The focus right now should be simple: better levees for New Orleans and real restoration of the coast. Southern Louisiana began to disappear after the Corps imprisoned the Mississippi River and converted it into a barge channel that stopped depositing sediment into its Delta; satellite images of this spring’s floods showed the river wasting huge plumes of sediment out to sea, sediment that could be diverted to restore coastal marshes and rebuild barrier islands.

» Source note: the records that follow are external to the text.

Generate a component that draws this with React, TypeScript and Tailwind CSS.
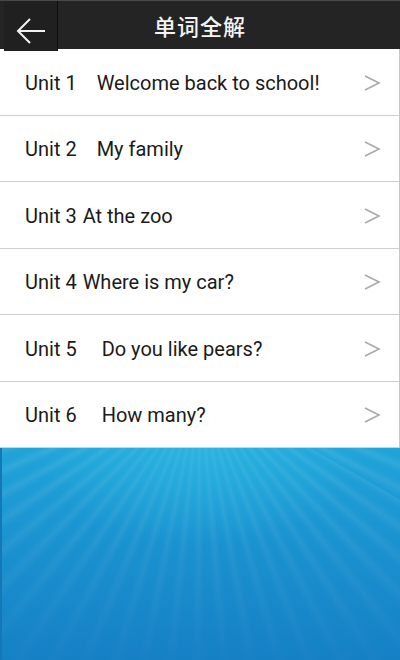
import React from "react";

const units = [
  { no: "Unit 1", title: "Welcome back to school!", gap: "ml-[20px]" },
  { no: "Unit 2", title: "My family", gap: "ml-[20px]" },
  { no: "Unit 3", title: "At the zoo", gap: "ml-[6px]" },
  { no: "Unit 4", title: "Where is my car?", gap: "ml-[6px]" },
  { no: "Unit 5", title: "Do you like pears?", gap: "ml-[25px]" },
  { no: "Unit 6", title: "How many?", gap: "ml-[25px]" },
];

function Chevron() {
  return (
    <svg width="18" height="18" viewBox="0 0 18 18" className="shrink-0">
      <polyline points="2,2 16,9 2,16" fill="none" stroke="#a9a9a9" strokeWidth="1.6" />
    </svg>
  );
}

export default function App() {
  return (
    <div className="flex h-[660px] w-[400px] flex-col overflow-hidden bg-white font-['Roboto','Noto_Sans_CJK_SC',sans-serif]">
      {/* Title bar */}
      <header className="relative flex h-[49px] shrink-0 items-center justify-center border-t border-[#4a4a4a] bg-[#242424]">
        <button
          type="button"
          className="absolute left-[4px] top-0 flex h-[50px] w-[54px] items-end justify-center border-r border-[#0e0e0e] bg-[#202020] pb-[6px]"
        >
          <svg width="30" height="28" viewBox="0 0 30 28">
            <path d="M29 14H2M14 2 2 14l12 12" fill="none" stroke="#f2f2f2" strokeWidth="2" />
          </svg>
        </button>
        <h1 className="text-[22px] font-medium tracking-[1px] text-[#f4f4f4] font-['Noto_Sans_CJK_SC',sans-serif]">
          单词全解
        </h1>
      </header>

      {/* Unit list */}
      <ul className="shrink-0 border-r border-[#c8c8c8]">
        {units.map((u) => (
          <li
            key={u.no}
            className="flex h-[66.5px] items-center justify-between border-b border-[#cfcfcf] pl-[25px] pr-[18px] pt-[2px] text-[20px] text-[#1a1a1a]"
          >
            <span className="whitespace-nowrap">
              {u.no}
              <span className={u.gap}>{u.title}</span>
            </span>
            <Chevron />
          </li>
        ))}
      </ul>

      {/* Blue rays background */}
      <div className="relative flex-1 overflow-hidden bg-linear-to-b from-[#20a4d9] via-[#1a90cf] to-[#1680c5]">
        <div className="absolute inset-0 bg-[repeating-conic-gradient(from_120deg_at_50%_-30%,rgba(255,255,255,0.09)_0deg,rgba(255,255,255,0)_2deg,rgba(255,255,255,0)_3.5deg,rgba(255,255,255,0.09)_5.5deg)] [mask-image:linear-gradient(to_bottom,black,rgba(0,0,0,0.15))]" />
        <div className="absolute inset-0 bg-[radial-gradient(ellipse_55%_60%_at_50%_0%,rgba(55,195,232,0.5),rgba(55,195,232,0)_75%)]" />
        <div className="absolute inset-y-0 left-0 w-[2px] bg-[#1478b8]" />
      </div>
    </div>
  );
}
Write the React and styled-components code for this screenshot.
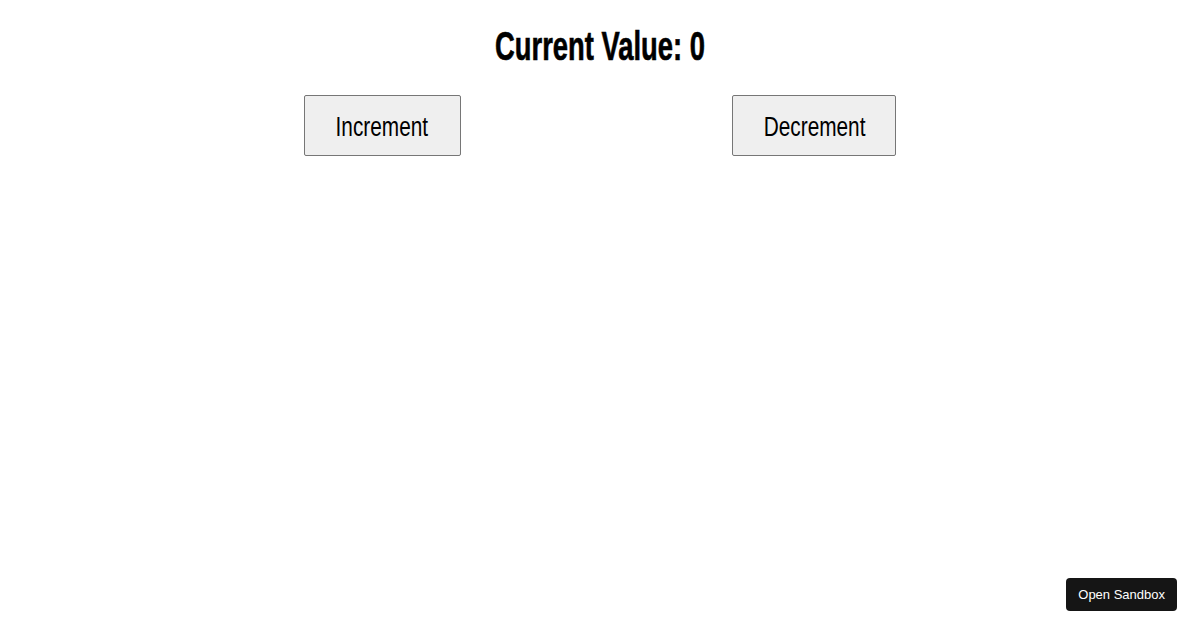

There is already $1 billion worth of small projects on the books to start that process, but restoration work is moving much, much more slowly than levee work, and scientists have estimated that it could cost more than $20 billion to make a serious dent in addressing the coast’s land losses. “I’m not worried about money; this country has the wealth and the capacity to do amazing things,” says Davis, the former head of the Coalition to Restore Coastal Louisiana. “The resource that keeps me up at night is time. We lucked out with Gustav. But there may be fewer sands in that hourglass than we want to believe.”